▼▼▼
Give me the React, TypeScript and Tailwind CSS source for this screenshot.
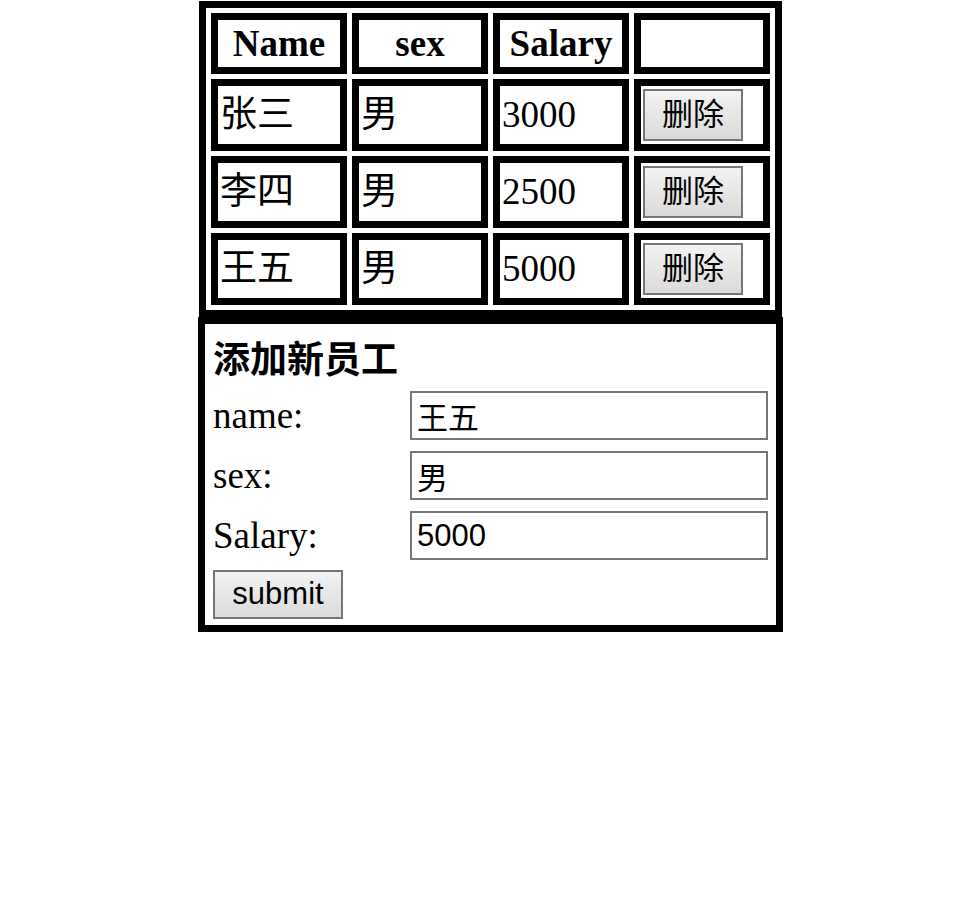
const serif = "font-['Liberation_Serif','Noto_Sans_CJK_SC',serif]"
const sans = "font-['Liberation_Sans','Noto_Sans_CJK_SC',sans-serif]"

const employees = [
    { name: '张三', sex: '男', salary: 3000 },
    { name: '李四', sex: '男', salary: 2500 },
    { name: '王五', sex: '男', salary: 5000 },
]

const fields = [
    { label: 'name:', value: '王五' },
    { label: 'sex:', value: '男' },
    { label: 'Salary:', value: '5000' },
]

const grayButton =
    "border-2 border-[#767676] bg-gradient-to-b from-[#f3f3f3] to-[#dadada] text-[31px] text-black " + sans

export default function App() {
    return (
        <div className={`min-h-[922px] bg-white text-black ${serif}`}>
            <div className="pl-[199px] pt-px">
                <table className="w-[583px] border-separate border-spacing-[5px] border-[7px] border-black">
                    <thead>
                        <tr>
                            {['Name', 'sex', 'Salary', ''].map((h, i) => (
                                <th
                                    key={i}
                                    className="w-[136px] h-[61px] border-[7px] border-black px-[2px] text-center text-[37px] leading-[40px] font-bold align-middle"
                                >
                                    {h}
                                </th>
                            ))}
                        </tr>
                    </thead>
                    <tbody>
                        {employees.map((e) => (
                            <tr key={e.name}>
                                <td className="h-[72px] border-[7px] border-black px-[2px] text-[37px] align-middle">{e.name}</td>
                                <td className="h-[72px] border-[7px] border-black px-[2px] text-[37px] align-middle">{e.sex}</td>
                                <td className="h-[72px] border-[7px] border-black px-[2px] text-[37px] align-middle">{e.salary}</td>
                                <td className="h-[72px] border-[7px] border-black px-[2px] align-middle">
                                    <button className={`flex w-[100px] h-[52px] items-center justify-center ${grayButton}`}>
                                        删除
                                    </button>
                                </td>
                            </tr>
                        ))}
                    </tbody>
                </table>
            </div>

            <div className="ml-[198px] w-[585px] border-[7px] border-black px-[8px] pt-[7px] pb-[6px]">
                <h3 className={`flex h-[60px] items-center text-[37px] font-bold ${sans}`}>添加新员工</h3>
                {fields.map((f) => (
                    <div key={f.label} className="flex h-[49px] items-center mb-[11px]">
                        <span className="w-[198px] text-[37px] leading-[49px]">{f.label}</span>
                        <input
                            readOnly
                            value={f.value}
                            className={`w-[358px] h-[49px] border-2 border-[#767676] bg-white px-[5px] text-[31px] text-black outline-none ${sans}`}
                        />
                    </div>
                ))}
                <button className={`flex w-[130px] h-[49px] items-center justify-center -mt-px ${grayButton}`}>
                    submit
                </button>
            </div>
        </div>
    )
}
▲▲▲
▼▼▼
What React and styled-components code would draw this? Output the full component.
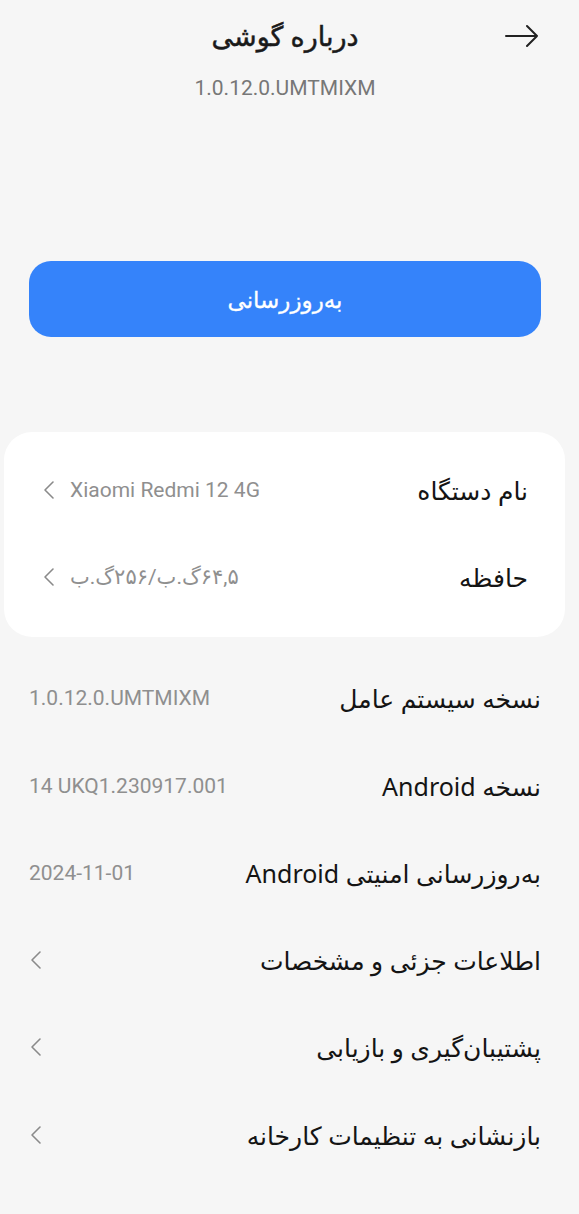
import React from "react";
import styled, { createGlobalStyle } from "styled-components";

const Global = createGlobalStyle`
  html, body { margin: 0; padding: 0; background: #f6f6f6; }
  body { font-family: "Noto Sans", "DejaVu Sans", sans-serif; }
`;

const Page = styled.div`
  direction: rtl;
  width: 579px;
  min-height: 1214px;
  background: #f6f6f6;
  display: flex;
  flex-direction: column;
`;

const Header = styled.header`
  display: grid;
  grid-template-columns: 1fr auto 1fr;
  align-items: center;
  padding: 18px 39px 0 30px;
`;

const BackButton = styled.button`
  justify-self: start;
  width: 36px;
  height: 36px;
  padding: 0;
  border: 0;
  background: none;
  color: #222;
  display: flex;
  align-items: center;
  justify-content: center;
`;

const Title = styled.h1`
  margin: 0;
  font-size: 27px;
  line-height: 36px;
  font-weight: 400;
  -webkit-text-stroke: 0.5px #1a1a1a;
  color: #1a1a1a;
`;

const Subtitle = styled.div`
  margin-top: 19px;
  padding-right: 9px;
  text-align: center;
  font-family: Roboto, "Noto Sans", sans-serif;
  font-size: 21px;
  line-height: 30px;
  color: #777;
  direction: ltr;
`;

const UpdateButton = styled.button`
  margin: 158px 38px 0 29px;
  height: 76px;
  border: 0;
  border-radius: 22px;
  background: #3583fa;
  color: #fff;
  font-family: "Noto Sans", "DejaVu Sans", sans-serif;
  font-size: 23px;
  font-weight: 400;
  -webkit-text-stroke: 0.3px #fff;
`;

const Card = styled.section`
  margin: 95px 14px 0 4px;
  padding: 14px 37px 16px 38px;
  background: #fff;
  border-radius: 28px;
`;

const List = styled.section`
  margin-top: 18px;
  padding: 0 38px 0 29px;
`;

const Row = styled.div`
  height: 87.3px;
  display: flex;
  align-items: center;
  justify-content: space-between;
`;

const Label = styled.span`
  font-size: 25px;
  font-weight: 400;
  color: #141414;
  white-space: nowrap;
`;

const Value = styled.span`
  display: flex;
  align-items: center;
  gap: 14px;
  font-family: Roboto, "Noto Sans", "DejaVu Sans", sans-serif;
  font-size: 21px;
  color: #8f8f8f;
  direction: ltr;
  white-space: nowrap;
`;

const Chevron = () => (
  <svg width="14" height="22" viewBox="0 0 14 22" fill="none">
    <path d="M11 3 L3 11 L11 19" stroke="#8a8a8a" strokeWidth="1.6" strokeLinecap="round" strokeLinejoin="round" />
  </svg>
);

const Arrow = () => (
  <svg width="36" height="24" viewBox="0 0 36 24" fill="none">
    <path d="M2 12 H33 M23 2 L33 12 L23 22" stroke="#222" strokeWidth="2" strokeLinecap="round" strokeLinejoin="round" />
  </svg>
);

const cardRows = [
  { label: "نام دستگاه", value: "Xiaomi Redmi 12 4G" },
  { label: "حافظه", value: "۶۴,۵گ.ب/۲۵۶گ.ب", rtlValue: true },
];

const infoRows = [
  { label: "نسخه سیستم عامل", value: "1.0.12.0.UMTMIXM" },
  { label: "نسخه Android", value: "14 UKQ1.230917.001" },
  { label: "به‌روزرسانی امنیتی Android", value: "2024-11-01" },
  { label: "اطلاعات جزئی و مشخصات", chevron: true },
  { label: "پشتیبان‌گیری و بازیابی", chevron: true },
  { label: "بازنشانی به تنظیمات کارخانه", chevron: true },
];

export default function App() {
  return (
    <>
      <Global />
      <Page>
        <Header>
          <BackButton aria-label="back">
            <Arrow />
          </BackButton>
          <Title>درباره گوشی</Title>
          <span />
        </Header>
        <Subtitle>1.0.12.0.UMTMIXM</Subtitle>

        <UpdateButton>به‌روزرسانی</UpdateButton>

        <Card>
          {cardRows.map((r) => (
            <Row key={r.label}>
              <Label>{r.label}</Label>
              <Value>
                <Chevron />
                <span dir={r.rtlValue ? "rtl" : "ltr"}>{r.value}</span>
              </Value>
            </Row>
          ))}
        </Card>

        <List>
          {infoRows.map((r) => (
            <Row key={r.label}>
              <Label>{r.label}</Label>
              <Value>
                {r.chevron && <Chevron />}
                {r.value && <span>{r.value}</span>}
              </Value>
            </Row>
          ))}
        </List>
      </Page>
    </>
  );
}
▲▲▲
Collect each line of the entries that has the word "this", copying it in full.

Give me the React, TypeScript and Tailwind CSS source for this screenshot.
What React and styled-components code would draw this? Output the full component.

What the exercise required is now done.